Interface markup and scripts:
Start

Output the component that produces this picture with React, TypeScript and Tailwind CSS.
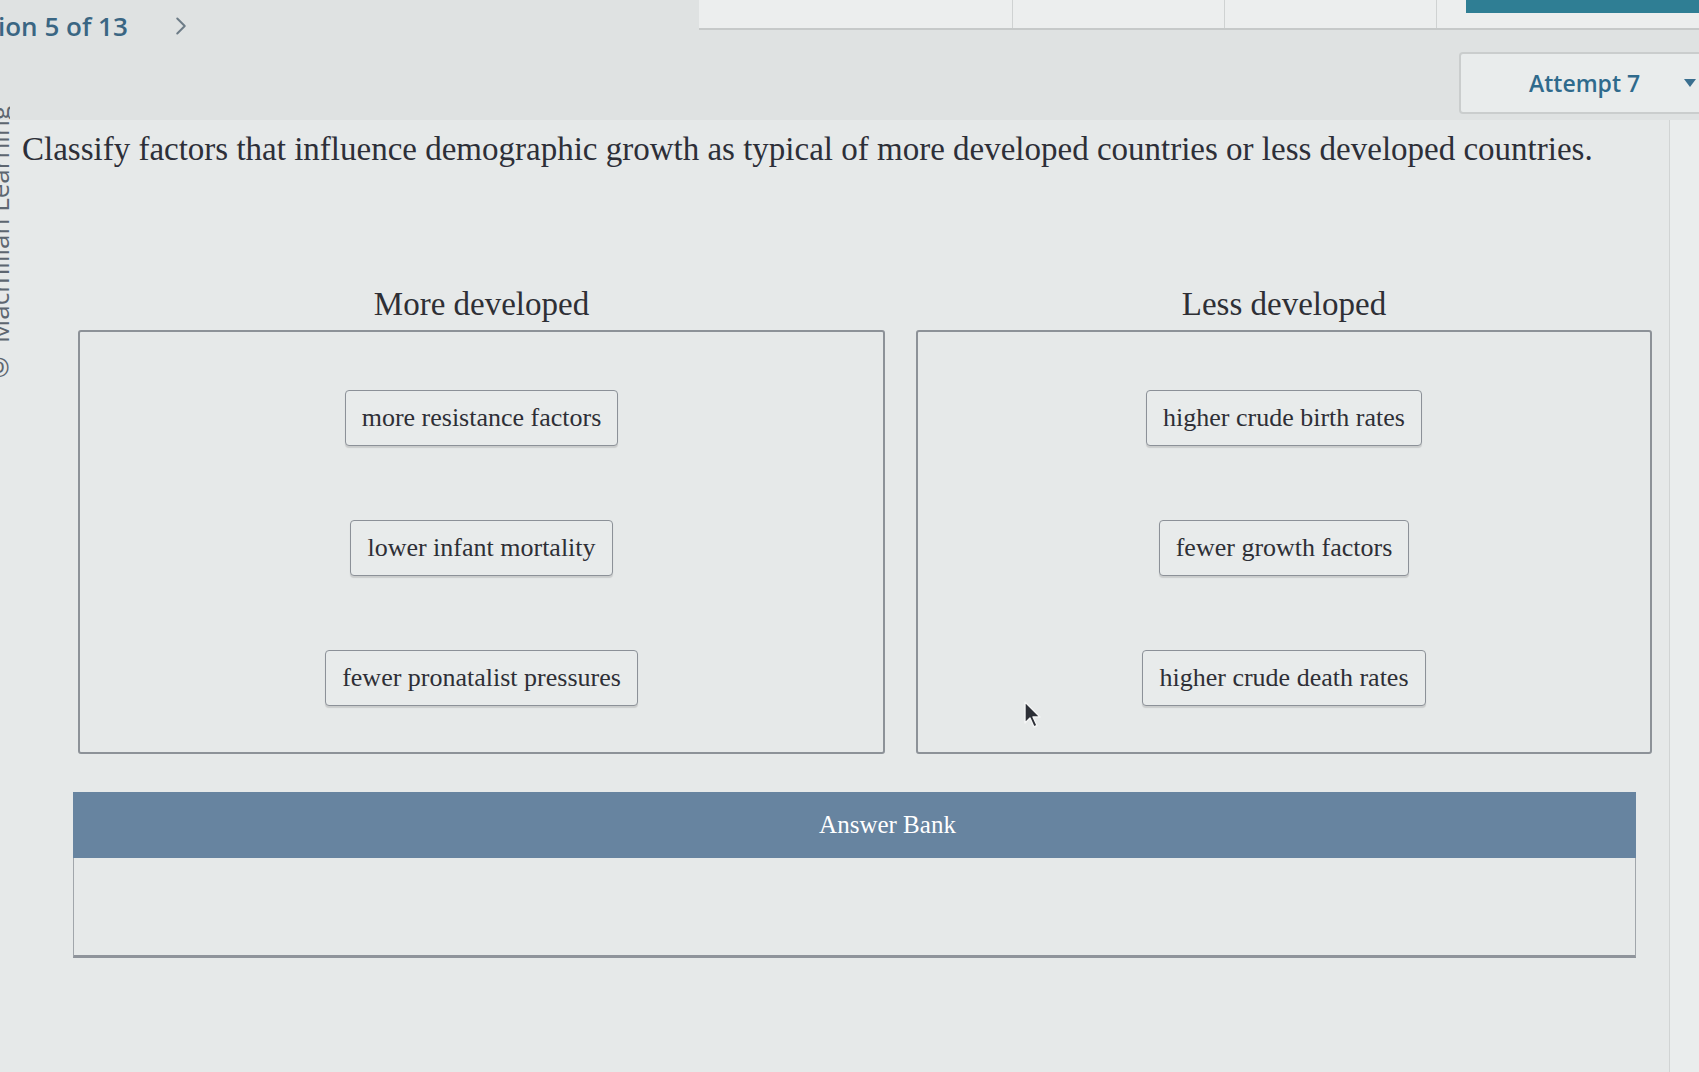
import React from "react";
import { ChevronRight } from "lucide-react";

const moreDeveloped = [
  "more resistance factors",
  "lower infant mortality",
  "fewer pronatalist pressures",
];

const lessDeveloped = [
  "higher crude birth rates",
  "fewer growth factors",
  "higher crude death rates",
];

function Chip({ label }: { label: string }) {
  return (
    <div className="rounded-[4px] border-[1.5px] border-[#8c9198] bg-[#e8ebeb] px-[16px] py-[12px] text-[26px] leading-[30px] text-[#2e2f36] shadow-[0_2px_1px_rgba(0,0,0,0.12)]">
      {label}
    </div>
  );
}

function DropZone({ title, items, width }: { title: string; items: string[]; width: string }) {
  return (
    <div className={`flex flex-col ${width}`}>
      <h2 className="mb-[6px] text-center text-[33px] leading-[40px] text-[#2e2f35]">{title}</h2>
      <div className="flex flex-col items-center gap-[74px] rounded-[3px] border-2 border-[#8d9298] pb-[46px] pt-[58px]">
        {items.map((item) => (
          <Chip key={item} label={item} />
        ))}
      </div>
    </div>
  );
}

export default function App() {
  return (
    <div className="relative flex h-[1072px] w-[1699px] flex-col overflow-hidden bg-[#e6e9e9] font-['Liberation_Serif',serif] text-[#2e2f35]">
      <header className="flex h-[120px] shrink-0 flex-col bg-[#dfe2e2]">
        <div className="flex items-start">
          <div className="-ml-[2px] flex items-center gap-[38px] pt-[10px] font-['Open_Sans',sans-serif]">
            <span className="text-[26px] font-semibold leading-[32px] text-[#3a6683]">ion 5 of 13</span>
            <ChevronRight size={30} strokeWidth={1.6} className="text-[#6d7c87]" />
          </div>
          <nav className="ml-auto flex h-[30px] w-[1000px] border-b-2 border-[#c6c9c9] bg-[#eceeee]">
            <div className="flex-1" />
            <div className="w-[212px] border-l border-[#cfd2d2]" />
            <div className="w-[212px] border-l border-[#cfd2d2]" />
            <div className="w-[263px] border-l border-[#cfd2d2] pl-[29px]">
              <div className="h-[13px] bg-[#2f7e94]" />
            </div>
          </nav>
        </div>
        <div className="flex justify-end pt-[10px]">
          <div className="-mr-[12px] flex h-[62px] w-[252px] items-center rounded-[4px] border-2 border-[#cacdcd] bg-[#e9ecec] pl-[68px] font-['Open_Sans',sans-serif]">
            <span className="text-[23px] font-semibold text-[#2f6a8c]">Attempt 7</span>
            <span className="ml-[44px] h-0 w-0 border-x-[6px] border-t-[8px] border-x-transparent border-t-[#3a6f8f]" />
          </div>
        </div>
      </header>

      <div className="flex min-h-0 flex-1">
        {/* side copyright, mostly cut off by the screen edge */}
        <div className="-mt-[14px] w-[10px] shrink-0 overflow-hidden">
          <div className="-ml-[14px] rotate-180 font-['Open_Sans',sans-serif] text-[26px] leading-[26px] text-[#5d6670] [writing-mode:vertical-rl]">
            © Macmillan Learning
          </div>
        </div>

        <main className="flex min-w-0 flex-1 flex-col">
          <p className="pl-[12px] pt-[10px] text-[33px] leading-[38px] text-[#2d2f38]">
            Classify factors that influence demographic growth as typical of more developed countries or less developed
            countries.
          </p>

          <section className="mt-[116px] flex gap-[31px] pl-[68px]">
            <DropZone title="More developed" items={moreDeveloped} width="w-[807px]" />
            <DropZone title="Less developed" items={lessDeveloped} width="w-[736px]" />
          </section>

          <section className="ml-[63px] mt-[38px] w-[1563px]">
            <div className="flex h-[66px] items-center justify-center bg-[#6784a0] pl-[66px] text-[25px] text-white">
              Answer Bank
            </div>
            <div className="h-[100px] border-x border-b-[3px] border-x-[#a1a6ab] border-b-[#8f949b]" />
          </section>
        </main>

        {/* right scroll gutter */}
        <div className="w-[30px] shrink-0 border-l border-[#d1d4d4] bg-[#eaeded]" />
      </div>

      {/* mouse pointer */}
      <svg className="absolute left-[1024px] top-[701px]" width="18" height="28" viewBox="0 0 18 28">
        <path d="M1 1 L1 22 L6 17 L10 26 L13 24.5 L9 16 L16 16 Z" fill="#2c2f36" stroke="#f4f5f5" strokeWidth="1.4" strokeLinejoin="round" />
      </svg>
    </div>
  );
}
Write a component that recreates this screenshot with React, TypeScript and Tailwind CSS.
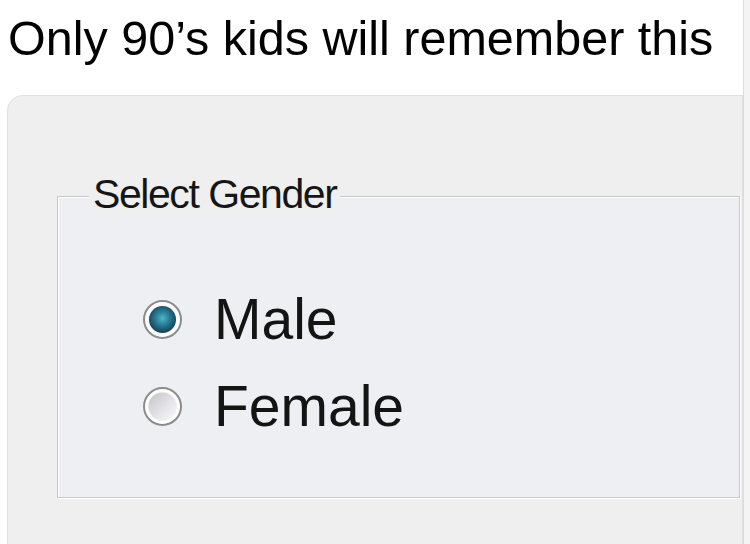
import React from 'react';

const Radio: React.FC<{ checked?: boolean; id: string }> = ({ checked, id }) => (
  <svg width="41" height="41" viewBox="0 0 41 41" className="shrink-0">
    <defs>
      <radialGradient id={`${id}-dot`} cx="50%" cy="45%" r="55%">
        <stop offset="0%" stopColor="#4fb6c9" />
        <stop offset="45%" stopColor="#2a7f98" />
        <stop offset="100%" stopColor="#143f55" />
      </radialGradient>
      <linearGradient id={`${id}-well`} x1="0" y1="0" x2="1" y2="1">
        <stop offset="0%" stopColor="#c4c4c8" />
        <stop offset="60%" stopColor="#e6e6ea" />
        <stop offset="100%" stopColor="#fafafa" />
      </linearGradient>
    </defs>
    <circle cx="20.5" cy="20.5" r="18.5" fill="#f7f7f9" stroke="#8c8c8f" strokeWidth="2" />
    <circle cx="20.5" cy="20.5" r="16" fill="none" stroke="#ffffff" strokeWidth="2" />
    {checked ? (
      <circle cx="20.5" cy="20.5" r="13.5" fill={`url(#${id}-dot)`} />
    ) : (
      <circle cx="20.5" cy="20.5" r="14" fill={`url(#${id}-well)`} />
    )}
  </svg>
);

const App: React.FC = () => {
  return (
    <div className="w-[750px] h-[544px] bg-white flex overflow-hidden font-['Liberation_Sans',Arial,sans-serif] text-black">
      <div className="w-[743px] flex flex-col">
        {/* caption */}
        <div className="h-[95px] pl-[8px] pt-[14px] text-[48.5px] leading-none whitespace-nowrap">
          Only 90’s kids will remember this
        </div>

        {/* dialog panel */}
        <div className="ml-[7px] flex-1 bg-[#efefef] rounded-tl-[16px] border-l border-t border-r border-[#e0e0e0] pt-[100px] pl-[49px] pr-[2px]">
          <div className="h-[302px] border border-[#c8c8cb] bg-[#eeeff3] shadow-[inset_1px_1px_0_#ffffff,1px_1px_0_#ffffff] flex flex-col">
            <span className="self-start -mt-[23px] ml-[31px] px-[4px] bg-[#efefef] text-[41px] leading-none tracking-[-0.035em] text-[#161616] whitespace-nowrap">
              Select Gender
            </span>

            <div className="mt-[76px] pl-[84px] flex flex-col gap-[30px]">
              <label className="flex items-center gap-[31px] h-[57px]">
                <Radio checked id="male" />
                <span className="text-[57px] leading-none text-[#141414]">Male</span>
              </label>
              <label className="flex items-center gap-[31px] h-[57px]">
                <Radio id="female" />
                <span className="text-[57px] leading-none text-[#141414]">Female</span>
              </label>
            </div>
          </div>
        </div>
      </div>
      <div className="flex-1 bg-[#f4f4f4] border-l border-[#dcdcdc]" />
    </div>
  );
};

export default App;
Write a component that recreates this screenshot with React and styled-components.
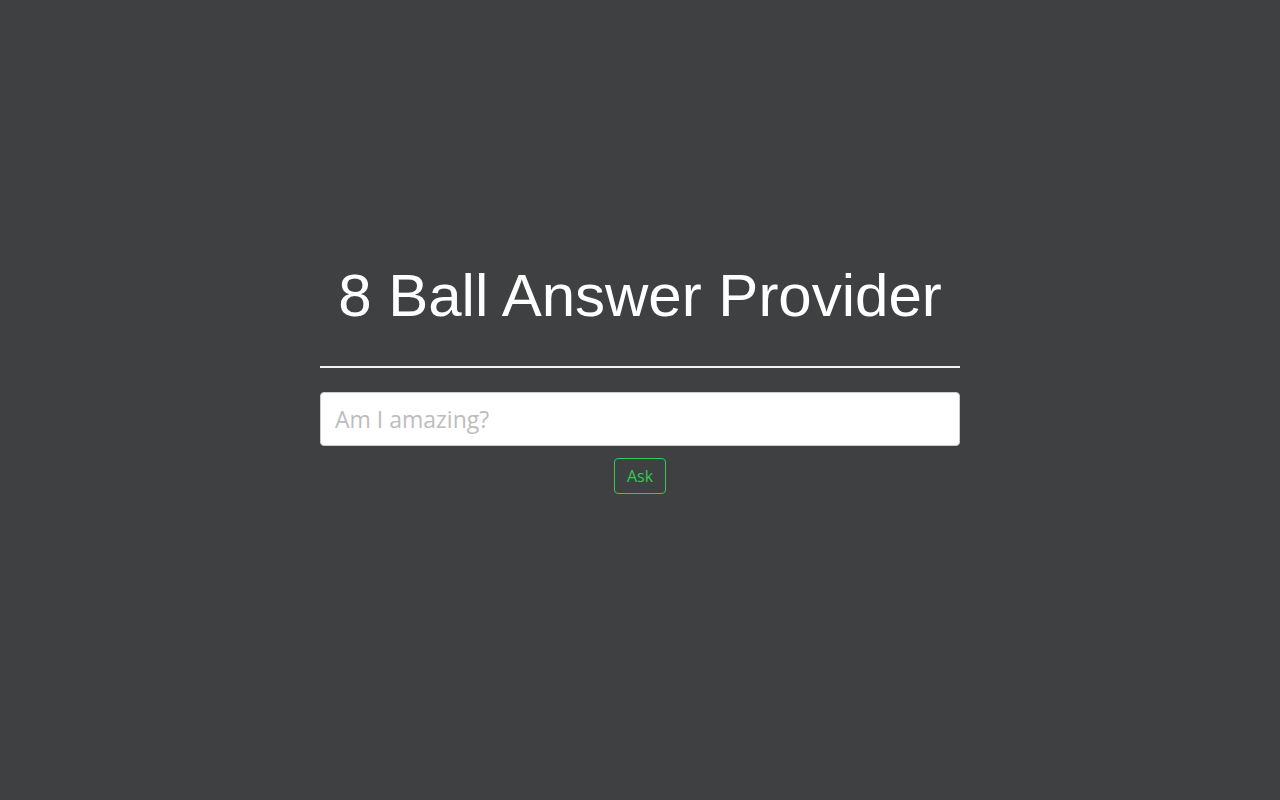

End

→ **EXERCISE DETAILS**
Quote the data above in full and without alteration; skip the pictures.

→ **WRITTEN RESPONSE**
Output the component that produces this picture with React, TypeScript and Tailwind CSS.
import React from "react";
import { ChevronRight } from "lucide-react";

const moreDeveloped = [
  "more resistance factors",
  "lower infant mortality",
  "fewer pronatalist pressures",
];

const lessDeveloped = [
  "higher crude birth rates",
  "fewer growth factors",
  "higher crude death rates",
];

function Chip({ label }: { label: string }) {
  return (
    <div className="rounded-[4px] border-[1.5px] border-[#8c9198] bg-[#e8ebeb] px-[16px] py-[12px] text-[26px] leading-[30px] text-[#2e2f36] shadow-[0_2px_1px_rgba(0,0,0,0.12)]">
      {label}
    </div>
  );
}

function DropZone({ title, items, width }: { title: string; items: string[]; width: string }) {
  return (
    <div className={`flex flex-col ${width}`}>
      <h2 className="mb-[6px] text-center text-[33px] leading-[40px] text-[#2e2f35]">{title}</h2>
      <div className="flex flex-col items-center gap-[74px] rounded-[3px] border-2 border-[#8d9298] pb-[46px] pt-[58px]">
        {items.map((item) => (
          <Chip key={item} label={item} />
        ))}
      </div>
    </div>
  );
}

export default function App() {
  return (
    <div className="relative flex h-[1072px] w-[1699px] flex-col overflow-hidden bg-[#e6e9e9] font-['Liberation_Serif',serif] text-[#2e2f35]">
      <header className="flex h-[120px] shrink-0 flex-col bg-[#dfe2e2]">
        <div className="flex items-start">
          <div className="-ml-[2px] flex items-center gap-[38px] pt-[10px] font-['Open_Sans',sans-serif]">
            <span className="text-[26px] font-semibold leading-[32px] text-[#3a6683]">ion 5 of 13</span>
            <ChevronRight size={30} strokeWidth={1.6} className="text-[#6d7c87]" />
          </div>
          <nav className="ml-auto flex h-[30px] w-[1000px] border-b-2 border-[#c6c9c9] bg-[#eceeee]">
            <div className="flex-1" />
            <div className="w-[212px] border-l border-[#cfd2d2]" />
            <div className="w-[212px] border-l border-[#cfd2d2]" />
            <div className="w-[263px] border-l border-[#cfd2d2] pl-[29px]">
              <div className="h-[13px] bg-[#2f7e94]" />
            </div>
          </nav>
        </div>
        <div className="flex justify-end pt-[10px]">
          <div className="-mr-[12px] flex h-[62px] w-[252px] items-center rounded-[4px] border-2 border-[#cacdcd] bg-[#e9ecec] pl-[68px] font-['Open_Sans',sans-serif]">
            <span className="text-[23px] font-semibold text-[#2f6a8c]">Attempt 7</span>
            <span className="ml-[44px] h-0 w-0 border-x-[6px] border-t-[8px] border-x-transparent border-t-[#3a6f8f]" />
          </div>
        </div>
      </header>

      <div className="flex min-h-0 flex-1">
        {/* side copyright, mostly cut off by the screen edge */}
        <div className="-mt-[14px] w-[10px] shrink-0 overflow-hidden">
          <div className="-ml-[14px] rotate-180 font-['Open_Sans',sans-serif] text-[26px] leading-[26px] text-[#5d6670] [writing-mode:vertical-rl]">
            © Macmillan Learning
          </div>
        </div>

        <main className="flex min-w-0 flex-1 flex-col">
          <p className="pl-[12px] pt-[10px] text-[33px] leading-[38px] text-[#2d2f38]">
            Classify factors that influence demographic growth as typical of more developed countries or less developed
            countries.
          </p>

          <section className="mt-[116px] flex gap-[31px] pl-[68px]">
            <DropZone title="More developed" items={moreDeveloped} width="w-[807px]" />
            <DropZone title="Less developed" items={lessDeveloped} width="w-[736px]" />
          </section>

          <section className="ml-[63px] mt-[38px] w-[1563px]">
            <div className="flex h-[66px] items-center justify-center bg-[#6784a0] pl-[66px] text-[25px] text-white">
              Answer Bank
            </div>
            <div className="h-[100px] border-x border-b-[3px] border-x-[#a1a6ab] border-b-[#8f949b]" />
          </section>
        </main>

        {/* right scroll gutter */}
        <div className="w-[30px] shrink-0 border-l border-[#d1d4d4] bg-[#eaeded]" />
      </div>

      {/* mouse pointer */}
      <svg className="absolute left-[1024px] top-[701px]" width="18" height="28" viewBox="0 0 18 28">
        <path d="M1 1 L1 22 L6 17 L10 26 L13 24.5 L9 16 L16 16 Z" fill="#2c2f36" stroke="#f4f5f5" strokeWidth="1.4" strokeLinejoin="round" />
      </svg>
    </div>
  );
}
Write a component that recreates this screenshot with React, TypeScript and Tailwind CSS.
import React from 'react';

const Radio: React.FC<{ checked?: boolean; id: string }> = ({ checked, id }) => (
  <svg width="41" height="41" viewBox="0 0 41 41" className="shrink-0">
    <defs>
      <radialGradient id={`${id}-dot`} cx="50%" cy="45%" r="55%">
        <stop offset="0%" stopColor="#4fb6c9" />
        <stop offset="45%" stopColor="#2a7f98" />
        <stop offset="100%" stopColor="#143f55" />
      </radialGradient>
      <linearGradient id={`${id}-well`} x1="0" y1="0" x2="1" y2="1">
        <stop offset="0%" stopColor="#c4c4c8" />
        <stop offset="60%" stopColor="#e6e6ea" />
        <stop offset="100%" stopColor="#fafafa" />
      </linearGradient>
    </defs>
    <circle cx="20.5" cy="20.5" r="18.5" fill="#f7f7f9" stroke="#8c8c8f" strokeWidth="2" />
    <circle cx="20.5" cy="20.5" r="16" fill="none" stroke="#ffffff" strokeWidth="2" />
    {checked ? (
      <circle cx="20.5" cy="20.5" r="13.5" fill={`url(#${id}-dot)`} />
    ) : (
      <circle cx="20.5" cy="20.5" r="14" fill={`url(#${id}-well)`} />
    )}
  </svg>
);

const App: React.FC = () => {
  return (
    <div className="w-[750px] h-[544px] bg-white flex overflow-hidden font-['Liberation_Sans',Arial,sans-serif] text-black">
      <div className="w-[743px] flex flex-col">
        {/* caption */}
        <div className="h-[95px] pl-[8px] pt-[14px] text-[48.5px] leading-none whitespace-nowrap">
          Only 90’s kids will remember this
        </div>

        {/* dialog panel */}
        <div className="ml-[7px] flex-1 bg-[#efefef] rounded-tl-[16px] border-l border-t border-r border-[#e0e0e0] pt-[100px] pl-[49px] pr-[2px]">
          <div className="h-[302px] border border-[#c8c8cb] bg-[#eeeff3] shadow-[inset_1px_1px_0_#ffffff,1px_1px_0_#ffffff] flex flex-col">
            <span className="self-start -mt-[23px] ml-[31px] px-[4px] bg-[#efefef] text-[41px] leading-none tracking-[-0.035em] text-[#161616] whitespace-nowrap">
              Select Gender
            </span>

            <div className="mt-[76px] pl-[84px] flex flex-col gap-[30px]">
              <label className="flex items-center gap-[31px] h-[57px]">
                <Radio checked id="male" />
                <span className="text-[57px] leading-none text-[#141414]">Male</span>
              </label>
              <label className="flex items-center gap-[31px] h-[57px]">
                <Radio id="female" />
                <span className="text-[57px] leading-none text-[#141414]">Female</span>
              </label>
            </div>
          </div>
        </div>
      </div>
      <div className="flex-1 bg-[#f4f4f4] border-l border-[#dcdcdc]" />
    </div>
  );
};

export default App;
Write a component that recreates this screenshot with React and styled-components.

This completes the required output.